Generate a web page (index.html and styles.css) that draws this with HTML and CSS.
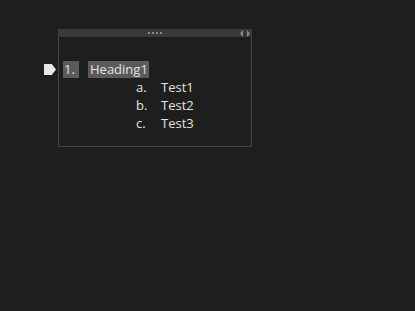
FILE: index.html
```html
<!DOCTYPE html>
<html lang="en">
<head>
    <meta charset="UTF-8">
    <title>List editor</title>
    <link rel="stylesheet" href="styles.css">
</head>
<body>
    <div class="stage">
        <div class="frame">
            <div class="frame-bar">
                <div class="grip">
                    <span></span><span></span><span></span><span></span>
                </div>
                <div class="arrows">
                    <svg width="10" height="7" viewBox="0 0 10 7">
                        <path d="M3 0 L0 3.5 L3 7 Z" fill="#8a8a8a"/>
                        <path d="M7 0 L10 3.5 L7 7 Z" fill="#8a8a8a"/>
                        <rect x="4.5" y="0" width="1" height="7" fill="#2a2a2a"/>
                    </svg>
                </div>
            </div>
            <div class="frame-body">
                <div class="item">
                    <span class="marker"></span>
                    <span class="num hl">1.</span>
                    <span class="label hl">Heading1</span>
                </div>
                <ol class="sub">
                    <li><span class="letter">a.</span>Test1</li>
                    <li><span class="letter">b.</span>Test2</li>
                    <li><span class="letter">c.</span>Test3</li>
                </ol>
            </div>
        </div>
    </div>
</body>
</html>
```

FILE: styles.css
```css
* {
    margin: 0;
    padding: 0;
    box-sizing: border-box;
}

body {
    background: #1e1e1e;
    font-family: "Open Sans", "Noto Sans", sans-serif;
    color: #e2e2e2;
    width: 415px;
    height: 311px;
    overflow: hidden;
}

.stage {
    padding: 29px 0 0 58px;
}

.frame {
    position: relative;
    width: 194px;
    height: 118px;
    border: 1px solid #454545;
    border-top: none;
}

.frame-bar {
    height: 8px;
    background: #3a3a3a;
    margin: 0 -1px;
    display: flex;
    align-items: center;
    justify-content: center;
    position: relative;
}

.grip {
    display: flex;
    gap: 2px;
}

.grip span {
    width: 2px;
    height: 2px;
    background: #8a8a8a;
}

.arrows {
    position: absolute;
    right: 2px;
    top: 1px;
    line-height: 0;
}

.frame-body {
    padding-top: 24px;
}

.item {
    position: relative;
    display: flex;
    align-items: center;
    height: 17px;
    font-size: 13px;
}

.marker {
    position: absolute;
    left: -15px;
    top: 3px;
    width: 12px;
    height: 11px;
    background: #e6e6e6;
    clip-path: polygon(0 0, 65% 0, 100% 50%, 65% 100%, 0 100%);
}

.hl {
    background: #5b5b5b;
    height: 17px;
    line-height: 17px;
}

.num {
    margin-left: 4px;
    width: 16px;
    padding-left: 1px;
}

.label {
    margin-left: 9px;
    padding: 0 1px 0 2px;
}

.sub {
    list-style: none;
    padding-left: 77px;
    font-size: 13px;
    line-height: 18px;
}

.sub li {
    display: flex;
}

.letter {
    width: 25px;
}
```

□ □ □ □ □

• What you should do: Quote everything in the listing above exactly; pictures are the only thing to omit.

• Task solution:
Generate a web page (index.html and styles.css) that draws this with HTML and CSS.
FILE: index.html
```html
<!DOCTYPE html>
<html lang="en">
<head>
    <meta charset="UTF-8">
    <title>List editor</title>
    <link rel="stylesheet" href="styles.css">
</head>
<body>
    <div class="stage">
        <div class="frame">
            <div class="frame-bar">
                <div class="grip">
                    <span></span><span></span><span></span><span></span>
                </div>
                <div class="arrows">
                    <svg width="10" height="7" viewBox="0 0 10 7">
                        <path d="M3 0 L0 3.5 L3 7 Z" fill="#8a8a8a"/>
                        <path d="M7 0 L10 3.5 L7 7 Z" fill="#8a8a8a"/>
                        <rect x="4.5" y="0" width="1" height="7" fill="#2a2a2a"/>
                    </svg>
                </div>
            </div>
            <div class="frame-body">
                <div class="item">
                    <span class="marker"></span>
                    <span class="num hl">1.</span>
                    <span class="label hl">Heading1</span>
                </div>
                <ol class="sub">
                    <li><span class="letter">a.</span>Test1</li>
                    <li><span class="letter">b.</span>Test2</li>
                    <li><span class="letter">c.</span>Test3</li>
                </ol>
            </div>
        </div>
    </div>
</body>
</html>
```

FILE: styles.css
```css
* {
    margin: 0;
    padding: 0;
    box-sizing: border-box;
}

body {
    background: #1e1e1e;
    font-family: "Open Sans", "Noto Sans", sans-serif;
    color: #e2e2e2;
    width: 415px;
    height: 311px;
    overflow: hidden;
}

.stage {
    padding: 29px 0 0 58px;
}

.frame {
    position: relative;
    width: 194px;
    height: 118px;
    border: 1px solid #454545;
    border-top: none;
}

.frame-bar {
    height: 8px;
    background: #3a3a3a;
    margin: 0 -1px;
    display: flex;
    align-items: center;
    justify-content: center;
    position: relative;
}

.grip {
    display: flex;
    gap: 2px;
}

.grip span {
    width: 2px;
    height: 2px;
    background: #8a8a8a;
}

.arrows {
    position: absolute;
    right: 2px;
    top: 1px;
    line-height: 0;
}

.frame-body {
    padding-top: 24px;
}

.item {
    position: relative;
    display: flex;
    align-items: center;
    height: 17px;
    font-size: 13px;
}

.marker {
    position: absolute;
    left: -15px;
    top: 3px;
    width: 12px;
    height: 11px;
    background: #e6e6e6;
    clip-path: polygon(0 0, 65% 0, 100% 50%, 65% 100%, 0 100%);
}

.hl {
    background: #5b5b5b;
    height: 17px;
    line-height: 17px;
}

.num {
    margin-left: 4px;
    width: 16px;
    padding-left: 1px;
}

.label {
    margin-left: 9px;
    padding: 0 1px 0 2px;
}

.sub {
    list-style: none;
    padding-left: 77px;
    font-size: 13px;
    line-height: 18px;
}

.sub li {
    display: flex;
}

.letter {
    width: 25px;
}
```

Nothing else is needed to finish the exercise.